"Ocean's Eleven"... interesting twists to thieving.
WHAT IS someone like Julia Roberts doing in a film like this? There is no great role to speak of, no great histrionics to display and playing moll/date to a sophisticated casino owner makes her just a showpiece. Considering the fact that she is one of Hollywood's highest paid star and stories are written with her in mind, her presence in this film is rather puzzling. Be that as it may, the real flavour of this racy venture lies in the action engineered by a mischievous, charismatic genius who considers thieving a challenge. And with a battery of terrific looking, talented stars, ``Ocean's Eleven" is something you will watch with reluctant admiration. Admiration for the amount of effort one would take to break into a seemingly invincible territory, the brainpower used for this venture- more to do with challenge than just big money, the wonderful teamwork which makes it all happen and the possibility of the impossible happening. Less than 24 hours into his parole from a New Jersey prison, Dapper Danny Ocean (George Clooney) is already scheming his next plan. He has three rules - don't hurt anybody, don't steal from anyone who does not deserve it, and play the game like you have nothing to lose. With these golden parameters he is ready to orchestrate a very sophisticated, intricate casino robbery. He goes about the task with the precision of a military campaign handpicking a team of specialist crew- which includes Rusty Ryan (Brad Pitt) and a master pickpocket Linus (Matt Damon), a demolition genius, a bartender with an ear to the ground, a robot expert, and a few disgruntled souls. They attempt to steal over $150 millions from a Las Vegas casino owned by Terry Benedict (Andy Garcia who does a good job), a suave, ruthless man whose girlfriend happens to be Tess (Julia Roberts), ex-wife of Ocean.

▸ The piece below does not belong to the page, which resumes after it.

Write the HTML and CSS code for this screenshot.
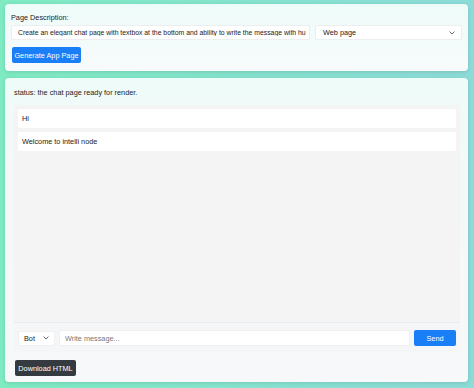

The whole film is one huge ride into thrillsville with the bright and glitzy Las Vegas providing the backdrop. And one thing is guaranteed - there is no dull moment. And with such a star cast you really cannot complain about half-hearted performances. All of them seem to be convinced by what they are doing and if you happen to see them chuckling you really cannot blame them. They are just having a jolly good time. Directed by Steven Soderbergh with the screenplay by Ted Griffin, this Warner Bros International venture tries to recreate the excitement of the great robberies that dominated the screen years ago.